Once the onions were nicely caramelized, I removed the cardamom and cloves. Sometimes I find those flavors overwhelming. Plus, lately I’ve been having weird experiences grinding my own spices. They’ve been tasting bitter, I’m not sure if that’s from my coffee (spice) grinder or what, but it’s been a horribly disappointing situation that I didn’t want to risk replicating today.

I pureed the spicy onions, kind of like Niter Kibbeh but I didn’t want to strain anything through cheesecloth, so I pureed it. It worked phenomenally; I think I’ll be pureeing onions like this every time I make dal from now on. It made the finished product so creamy and flavorful.

The dal cooking away. The above Yellow Split Peas, or the Kik Alicha, I wanted to keep a little on the mild side, just nice savory and warm flavors. So I added a good amount of poultry seasoning, cinnamon and nutmeg, as well as a couple teaspoons of the Hana Jeera. The Miser Wat, the Spicy Red Lentils, I wanted to be really tomato-y and acidic, so I added 3/4 a can of fire roasted tomatoes, a little tomato paste and lots of fresh ginger. When both dals were about done cooking, I added in the pureed onions and let all the flavors blend together on low heat for about 20 mins or so. That was Day 1.

And this is what my counter looked like after Day 1.

The teff flour after 2.5 days of fermentation. Not as bubbly as it should look, but then again I really didn’t know what I was doing. Looks pretty appetizing, huh???
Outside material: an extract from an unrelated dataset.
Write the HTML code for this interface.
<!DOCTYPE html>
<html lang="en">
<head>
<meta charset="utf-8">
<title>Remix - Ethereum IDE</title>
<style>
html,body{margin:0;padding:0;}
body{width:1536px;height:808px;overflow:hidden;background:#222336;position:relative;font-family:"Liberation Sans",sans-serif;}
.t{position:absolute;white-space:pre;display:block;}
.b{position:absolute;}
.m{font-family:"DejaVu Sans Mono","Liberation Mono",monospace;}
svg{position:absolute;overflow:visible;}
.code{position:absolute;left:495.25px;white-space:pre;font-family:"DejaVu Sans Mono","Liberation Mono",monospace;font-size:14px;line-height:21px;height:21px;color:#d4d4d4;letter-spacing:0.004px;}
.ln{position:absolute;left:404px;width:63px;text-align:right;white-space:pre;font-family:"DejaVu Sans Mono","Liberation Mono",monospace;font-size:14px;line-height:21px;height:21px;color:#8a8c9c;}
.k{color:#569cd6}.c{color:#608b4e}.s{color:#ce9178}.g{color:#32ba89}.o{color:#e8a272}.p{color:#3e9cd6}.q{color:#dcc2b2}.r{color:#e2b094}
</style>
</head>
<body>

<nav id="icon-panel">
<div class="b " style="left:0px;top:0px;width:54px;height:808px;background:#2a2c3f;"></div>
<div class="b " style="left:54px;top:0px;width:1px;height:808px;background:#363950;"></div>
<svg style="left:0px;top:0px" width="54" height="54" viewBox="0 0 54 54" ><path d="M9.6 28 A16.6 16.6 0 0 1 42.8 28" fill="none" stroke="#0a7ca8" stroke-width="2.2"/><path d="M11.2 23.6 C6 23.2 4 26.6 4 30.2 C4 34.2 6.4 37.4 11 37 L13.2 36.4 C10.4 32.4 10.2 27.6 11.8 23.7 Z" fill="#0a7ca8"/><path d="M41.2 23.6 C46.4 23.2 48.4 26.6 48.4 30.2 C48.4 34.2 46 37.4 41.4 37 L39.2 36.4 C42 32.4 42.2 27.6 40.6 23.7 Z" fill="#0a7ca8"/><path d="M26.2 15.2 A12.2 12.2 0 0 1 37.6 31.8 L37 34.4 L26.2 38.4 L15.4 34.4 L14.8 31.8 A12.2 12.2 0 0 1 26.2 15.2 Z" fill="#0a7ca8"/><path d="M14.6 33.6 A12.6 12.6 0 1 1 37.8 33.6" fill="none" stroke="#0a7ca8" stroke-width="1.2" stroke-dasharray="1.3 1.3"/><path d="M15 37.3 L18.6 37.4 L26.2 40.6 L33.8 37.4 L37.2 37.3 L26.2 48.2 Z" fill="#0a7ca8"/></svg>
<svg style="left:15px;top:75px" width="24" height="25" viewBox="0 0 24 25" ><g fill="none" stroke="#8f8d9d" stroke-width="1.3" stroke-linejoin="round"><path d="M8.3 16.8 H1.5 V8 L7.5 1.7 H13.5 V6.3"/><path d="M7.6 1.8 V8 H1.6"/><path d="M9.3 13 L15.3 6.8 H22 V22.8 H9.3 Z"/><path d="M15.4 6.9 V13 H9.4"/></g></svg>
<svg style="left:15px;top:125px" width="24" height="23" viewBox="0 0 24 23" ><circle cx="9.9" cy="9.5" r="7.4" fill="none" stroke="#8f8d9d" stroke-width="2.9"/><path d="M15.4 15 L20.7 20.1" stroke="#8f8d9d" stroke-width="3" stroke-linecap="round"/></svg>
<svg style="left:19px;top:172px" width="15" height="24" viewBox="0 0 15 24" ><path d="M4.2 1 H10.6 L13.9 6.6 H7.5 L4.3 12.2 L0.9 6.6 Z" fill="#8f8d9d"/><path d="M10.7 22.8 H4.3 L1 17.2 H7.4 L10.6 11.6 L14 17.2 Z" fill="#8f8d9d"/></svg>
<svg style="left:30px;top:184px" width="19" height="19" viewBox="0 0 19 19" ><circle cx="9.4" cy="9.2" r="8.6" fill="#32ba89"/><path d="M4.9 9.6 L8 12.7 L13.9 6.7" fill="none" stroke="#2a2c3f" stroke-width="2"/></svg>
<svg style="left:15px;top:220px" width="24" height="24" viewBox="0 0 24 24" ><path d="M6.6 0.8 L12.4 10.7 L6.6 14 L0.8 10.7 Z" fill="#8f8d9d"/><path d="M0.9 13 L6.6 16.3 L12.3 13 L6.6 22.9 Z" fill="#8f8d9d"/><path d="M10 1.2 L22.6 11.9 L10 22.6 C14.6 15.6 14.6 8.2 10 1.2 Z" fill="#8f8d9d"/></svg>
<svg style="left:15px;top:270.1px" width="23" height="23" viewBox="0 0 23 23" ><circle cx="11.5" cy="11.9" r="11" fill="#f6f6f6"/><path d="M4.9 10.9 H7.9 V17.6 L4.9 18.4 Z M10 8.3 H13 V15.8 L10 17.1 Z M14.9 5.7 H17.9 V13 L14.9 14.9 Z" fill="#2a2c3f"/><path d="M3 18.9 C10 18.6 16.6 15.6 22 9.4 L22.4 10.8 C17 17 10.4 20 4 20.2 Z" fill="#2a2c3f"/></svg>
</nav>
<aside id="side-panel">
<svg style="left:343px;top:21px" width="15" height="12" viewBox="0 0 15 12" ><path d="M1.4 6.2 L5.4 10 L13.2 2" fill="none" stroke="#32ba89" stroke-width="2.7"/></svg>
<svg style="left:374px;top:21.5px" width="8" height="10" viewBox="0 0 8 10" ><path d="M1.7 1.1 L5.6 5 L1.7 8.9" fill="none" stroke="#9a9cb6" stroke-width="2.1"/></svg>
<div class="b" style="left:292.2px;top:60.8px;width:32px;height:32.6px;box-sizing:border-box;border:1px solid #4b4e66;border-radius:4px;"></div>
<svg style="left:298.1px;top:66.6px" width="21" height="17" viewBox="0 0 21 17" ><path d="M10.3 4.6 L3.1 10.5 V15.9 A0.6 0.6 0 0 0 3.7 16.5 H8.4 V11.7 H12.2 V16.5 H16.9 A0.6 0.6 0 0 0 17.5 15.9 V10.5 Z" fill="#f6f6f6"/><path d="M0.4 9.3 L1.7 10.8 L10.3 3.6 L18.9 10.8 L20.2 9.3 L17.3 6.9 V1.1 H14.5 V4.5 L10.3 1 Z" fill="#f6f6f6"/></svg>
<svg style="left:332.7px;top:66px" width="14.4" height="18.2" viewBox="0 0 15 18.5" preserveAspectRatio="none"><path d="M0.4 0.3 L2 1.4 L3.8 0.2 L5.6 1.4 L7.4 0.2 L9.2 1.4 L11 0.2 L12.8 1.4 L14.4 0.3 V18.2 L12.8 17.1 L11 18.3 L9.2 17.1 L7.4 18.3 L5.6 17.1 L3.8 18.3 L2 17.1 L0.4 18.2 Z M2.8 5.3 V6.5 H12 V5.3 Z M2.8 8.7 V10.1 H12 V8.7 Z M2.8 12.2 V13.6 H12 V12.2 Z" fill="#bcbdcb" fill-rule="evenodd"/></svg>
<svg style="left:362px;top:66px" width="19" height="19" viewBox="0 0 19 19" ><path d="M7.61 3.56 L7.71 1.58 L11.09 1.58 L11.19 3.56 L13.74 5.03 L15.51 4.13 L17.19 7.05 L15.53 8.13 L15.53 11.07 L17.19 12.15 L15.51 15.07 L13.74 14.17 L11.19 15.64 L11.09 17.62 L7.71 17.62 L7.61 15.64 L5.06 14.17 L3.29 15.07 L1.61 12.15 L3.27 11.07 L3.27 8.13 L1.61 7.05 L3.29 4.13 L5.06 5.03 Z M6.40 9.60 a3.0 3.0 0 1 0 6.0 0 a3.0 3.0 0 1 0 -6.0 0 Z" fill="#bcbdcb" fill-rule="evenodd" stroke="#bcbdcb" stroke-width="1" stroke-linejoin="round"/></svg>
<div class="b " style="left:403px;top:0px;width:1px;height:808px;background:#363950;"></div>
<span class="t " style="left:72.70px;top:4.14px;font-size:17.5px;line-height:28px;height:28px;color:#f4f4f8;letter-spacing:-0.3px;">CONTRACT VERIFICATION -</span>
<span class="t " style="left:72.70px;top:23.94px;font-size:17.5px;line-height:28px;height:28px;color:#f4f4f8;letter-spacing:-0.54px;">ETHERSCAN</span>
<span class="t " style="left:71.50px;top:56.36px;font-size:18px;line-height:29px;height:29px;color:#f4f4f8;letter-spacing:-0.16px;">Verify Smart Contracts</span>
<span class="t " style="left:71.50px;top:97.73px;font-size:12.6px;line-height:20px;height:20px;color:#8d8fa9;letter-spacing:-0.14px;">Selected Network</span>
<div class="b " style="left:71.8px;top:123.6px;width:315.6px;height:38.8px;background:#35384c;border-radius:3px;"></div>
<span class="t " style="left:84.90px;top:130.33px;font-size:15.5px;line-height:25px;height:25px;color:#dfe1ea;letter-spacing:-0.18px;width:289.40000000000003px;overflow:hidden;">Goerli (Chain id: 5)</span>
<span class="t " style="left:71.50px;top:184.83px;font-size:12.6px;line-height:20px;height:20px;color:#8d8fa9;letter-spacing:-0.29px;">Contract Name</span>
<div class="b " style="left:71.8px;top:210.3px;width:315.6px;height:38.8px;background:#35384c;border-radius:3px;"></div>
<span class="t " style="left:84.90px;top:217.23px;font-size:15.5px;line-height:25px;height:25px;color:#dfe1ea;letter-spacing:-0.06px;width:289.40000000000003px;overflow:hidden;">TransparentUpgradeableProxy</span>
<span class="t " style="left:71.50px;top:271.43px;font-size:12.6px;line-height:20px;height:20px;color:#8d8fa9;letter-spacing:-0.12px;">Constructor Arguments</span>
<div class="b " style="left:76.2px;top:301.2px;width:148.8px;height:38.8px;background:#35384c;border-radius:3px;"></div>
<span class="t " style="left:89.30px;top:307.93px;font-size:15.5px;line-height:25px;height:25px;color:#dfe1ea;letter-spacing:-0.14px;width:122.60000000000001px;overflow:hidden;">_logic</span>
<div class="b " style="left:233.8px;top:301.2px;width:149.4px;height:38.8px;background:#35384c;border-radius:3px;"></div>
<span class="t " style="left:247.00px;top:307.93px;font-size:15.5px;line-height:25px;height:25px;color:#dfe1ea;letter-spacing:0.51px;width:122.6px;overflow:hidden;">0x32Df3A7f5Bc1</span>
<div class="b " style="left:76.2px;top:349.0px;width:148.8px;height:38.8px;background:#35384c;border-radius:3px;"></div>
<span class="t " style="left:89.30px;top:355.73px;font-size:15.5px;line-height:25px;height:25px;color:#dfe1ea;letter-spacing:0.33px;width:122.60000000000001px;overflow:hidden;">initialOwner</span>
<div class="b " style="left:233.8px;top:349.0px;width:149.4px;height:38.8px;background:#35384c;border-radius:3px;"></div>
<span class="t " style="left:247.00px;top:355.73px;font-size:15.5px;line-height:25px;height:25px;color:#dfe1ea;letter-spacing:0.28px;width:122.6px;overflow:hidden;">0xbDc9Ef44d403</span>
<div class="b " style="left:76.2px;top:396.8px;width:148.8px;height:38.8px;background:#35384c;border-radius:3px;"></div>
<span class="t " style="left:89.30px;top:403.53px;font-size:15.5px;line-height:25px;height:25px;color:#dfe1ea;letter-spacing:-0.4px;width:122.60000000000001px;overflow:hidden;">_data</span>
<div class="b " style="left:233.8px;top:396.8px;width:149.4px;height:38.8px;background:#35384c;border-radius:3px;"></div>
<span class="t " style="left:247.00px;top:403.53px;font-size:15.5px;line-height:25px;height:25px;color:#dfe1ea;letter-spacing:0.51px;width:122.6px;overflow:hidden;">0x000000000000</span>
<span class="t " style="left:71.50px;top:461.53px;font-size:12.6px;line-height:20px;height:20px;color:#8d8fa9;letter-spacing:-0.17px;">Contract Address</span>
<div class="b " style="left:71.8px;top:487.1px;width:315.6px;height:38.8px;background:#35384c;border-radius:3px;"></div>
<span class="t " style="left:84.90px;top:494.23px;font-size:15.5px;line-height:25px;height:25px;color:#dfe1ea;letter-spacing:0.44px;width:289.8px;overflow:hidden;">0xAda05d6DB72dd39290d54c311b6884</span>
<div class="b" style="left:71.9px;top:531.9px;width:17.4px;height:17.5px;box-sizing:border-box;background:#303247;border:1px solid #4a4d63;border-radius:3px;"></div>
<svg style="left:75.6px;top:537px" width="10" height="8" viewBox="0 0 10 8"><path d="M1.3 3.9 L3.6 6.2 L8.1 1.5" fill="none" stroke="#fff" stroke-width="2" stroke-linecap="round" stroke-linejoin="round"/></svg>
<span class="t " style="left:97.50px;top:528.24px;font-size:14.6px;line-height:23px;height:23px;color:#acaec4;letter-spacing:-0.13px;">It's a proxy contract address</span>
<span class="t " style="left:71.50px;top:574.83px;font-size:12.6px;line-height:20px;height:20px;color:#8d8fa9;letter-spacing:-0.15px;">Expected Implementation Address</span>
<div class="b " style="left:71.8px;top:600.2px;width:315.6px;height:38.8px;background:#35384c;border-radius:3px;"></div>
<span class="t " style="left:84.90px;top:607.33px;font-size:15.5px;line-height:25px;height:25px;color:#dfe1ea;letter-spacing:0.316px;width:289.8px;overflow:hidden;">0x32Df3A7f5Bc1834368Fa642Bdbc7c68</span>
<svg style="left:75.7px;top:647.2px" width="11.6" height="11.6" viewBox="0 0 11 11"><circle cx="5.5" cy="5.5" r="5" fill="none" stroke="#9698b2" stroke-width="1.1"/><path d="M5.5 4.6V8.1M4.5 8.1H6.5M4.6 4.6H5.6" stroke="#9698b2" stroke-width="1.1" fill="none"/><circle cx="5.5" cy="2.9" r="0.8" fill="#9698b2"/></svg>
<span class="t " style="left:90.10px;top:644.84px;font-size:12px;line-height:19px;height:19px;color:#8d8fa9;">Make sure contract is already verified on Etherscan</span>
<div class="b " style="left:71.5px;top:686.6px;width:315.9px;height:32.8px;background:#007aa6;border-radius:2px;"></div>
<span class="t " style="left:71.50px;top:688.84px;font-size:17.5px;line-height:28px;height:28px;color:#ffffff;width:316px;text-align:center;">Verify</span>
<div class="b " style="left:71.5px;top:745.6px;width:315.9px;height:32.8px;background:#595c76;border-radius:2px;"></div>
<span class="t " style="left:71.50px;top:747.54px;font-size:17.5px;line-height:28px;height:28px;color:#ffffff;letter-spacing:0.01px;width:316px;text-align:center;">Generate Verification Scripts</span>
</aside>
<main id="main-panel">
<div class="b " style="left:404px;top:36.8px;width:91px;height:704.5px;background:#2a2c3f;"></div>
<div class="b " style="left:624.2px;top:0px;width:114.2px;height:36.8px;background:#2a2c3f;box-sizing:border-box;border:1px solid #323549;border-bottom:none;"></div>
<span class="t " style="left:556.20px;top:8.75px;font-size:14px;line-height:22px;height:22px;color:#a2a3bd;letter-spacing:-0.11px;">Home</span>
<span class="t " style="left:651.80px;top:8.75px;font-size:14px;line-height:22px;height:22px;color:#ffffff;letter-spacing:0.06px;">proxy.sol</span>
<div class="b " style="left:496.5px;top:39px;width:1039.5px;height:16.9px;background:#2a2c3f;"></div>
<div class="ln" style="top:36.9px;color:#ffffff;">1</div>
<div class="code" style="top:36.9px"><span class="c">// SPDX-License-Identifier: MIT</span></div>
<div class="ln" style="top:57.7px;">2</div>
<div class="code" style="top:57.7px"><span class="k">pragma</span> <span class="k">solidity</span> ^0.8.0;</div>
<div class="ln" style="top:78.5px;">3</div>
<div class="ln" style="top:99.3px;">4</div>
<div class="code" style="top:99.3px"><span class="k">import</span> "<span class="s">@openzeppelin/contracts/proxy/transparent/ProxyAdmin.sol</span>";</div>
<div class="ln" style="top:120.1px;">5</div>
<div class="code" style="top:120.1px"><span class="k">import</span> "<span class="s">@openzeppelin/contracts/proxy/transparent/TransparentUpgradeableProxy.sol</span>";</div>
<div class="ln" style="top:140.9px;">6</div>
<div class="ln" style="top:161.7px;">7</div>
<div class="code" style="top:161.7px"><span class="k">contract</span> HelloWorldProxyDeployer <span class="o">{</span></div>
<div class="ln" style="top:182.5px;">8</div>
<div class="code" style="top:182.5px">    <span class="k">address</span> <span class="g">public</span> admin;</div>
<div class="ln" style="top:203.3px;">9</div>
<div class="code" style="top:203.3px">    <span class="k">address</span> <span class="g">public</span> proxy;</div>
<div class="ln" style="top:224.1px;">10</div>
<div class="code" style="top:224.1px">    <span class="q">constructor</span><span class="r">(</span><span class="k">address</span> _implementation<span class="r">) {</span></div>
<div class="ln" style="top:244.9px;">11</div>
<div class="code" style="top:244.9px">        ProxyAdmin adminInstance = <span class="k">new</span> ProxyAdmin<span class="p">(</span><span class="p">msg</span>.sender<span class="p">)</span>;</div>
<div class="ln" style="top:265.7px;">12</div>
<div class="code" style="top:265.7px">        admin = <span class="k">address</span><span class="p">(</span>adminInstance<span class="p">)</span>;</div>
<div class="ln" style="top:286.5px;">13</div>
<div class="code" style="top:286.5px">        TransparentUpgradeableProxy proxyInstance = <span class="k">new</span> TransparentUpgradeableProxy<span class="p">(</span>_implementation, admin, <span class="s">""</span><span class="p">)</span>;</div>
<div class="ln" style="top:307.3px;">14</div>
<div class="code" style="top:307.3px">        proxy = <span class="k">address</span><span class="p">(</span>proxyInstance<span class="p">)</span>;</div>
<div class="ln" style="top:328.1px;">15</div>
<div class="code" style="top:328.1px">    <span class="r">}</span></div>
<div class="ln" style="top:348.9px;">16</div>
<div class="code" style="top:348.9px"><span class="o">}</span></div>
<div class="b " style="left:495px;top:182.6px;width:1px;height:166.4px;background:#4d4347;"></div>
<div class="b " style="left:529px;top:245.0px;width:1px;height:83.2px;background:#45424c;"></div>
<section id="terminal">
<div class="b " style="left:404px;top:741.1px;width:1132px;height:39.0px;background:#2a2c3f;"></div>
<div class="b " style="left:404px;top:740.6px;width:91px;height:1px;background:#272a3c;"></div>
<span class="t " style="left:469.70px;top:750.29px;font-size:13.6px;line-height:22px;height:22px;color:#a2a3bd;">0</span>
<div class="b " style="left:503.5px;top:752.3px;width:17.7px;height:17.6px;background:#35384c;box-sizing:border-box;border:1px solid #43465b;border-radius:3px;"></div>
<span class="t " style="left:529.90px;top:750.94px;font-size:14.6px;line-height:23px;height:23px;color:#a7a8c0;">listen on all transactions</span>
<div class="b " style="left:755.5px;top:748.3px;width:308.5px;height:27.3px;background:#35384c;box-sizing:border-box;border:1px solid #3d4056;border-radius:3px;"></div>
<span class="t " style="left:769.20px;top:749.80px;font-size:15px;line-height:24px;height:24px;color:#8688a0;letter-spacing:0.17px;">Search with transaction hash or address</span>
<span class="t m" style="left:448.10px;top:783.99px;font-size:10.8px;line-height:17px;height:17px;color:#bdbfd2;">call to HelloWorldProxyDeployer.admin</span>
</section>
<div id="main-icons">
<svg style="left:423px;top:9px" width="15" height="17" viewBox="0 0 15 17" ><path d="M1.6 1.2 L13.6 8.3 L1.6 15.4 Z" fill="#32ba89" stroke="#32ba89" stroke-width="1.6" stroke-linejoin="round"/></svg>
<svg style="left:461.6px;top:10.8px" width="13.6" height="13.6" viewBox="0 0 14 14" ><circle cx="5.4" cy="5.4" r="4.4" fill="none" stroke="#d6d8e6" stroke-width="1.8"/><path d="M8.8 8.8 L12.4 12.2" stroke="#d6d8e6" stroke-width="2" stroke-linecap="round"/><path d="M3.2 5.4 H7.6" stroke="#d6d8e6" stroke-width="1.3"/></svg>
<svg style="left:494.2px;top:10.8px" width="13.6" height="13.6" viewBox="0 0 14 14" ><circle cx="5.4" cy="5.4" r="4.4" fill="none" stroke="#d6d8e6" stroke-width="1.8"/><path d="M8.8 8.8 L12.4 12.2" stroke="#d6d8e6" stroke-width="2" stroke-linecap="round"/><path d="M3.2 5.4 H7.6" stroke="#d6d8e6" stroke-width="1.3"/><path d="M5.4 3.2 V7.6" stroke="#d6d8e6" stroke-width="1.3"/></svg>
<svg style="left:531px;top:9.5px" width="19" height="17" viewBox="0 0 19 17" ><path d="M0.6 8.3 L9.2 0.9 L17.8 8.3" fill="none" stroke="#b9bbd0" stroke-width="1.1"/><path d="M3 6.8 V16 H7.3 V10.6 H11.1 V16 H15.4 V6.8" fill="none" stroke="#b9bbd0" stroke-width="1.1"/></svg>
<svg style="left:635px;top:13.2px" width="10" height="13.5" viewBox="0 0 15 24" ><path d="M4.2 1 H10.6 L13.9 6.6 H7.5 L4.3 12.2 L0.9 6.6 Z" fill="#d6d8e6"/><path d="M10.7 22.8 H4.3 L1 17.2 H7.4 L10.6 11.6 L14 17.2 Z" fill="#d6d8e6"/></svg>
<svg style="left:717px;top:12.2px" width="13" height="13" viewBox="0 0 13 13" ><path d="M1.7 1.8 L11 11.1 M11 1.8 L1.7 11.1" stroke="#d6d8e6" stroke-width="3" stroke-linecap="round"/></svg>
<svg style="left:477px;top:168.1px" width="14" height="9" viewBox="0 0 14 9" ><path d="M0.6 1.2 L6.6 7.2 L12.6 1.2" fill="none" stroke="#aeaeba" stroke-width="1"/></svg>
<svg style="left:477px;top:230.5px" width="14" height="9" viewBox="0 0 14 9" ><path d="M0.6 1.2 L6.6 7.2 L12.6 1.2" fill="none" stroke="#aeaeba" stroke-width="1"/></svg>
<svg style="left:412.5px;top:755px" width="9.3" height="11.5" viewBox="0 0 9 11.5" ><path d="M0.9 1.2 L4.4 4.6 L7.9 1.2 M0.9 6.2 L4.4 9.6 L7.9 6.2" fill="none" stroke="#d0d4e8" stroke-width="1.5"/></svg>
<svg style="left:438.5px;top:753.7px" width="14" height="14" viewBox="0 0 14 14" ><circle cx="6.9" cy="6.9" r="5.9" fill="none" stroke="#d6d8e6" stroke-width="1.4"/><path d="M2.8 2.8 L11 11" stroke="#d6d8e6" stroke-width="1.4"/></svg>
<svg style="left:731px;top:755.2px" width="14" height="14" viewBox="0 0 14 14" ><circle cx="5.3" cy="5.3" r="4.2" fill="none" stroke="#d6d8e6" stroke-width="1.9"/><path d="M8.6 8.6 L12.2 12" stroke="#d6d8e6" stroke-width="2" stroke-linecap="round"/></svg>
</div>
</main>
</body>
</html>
I tested the batter out, making one tiny injera. It was quite delicious.

So on Day 2 I guess I completely forgot about taking pics of the dishes in progress, but that’s probably because people were over and I get distracted easily. But I made some collard greens and a cabbage, carrot, potato stew, with the list of above mentioned spices. I kept the collards and veggies moist and steamy by continually adding shots of vegetable stock to the skillets. If you’ve never made long-cooking veggies that way, try it immediately. Even if you’re just cooking down onions, the veg stock adds a ton of flavor. Then I made some regular-sized injera and piled it high with the food I’d spent 2 days slaving over (exaggeration, this meal was not hard to make). I also made a chili oil with hungarian paprika, chili powder, lime juice and some tomato water from that can I used earlier.

You must eat with your hands when eating Ethiopian food. You must!

Actually it’s customary to feed your friends in Ethiopia, as you see Jeff (the US Mobilization Director for the Global Hope Network, that humanitarian group with which I volunteered over the summer) engaged in with our friends Alex and Kimfe.

And since I’m breaking out the Africa pics now here is one more of me with some of the super awesome kids from the village of Hruso, where we helped build a school. Discovering my love for Ethiopian food while over there was merely a nice little take-away from the experience, but it doesn’t even compare with the affect the Hruso people had on me. But I can’t get into that without getting all emotional and nostalgic, so back to the food: if you don’t want to go through all the trouble of making your own Spectacular Ethiopian Feast, try going herehere or here. All amazing restaurants. A bit of a hike from the LV, but think of it as an adventure.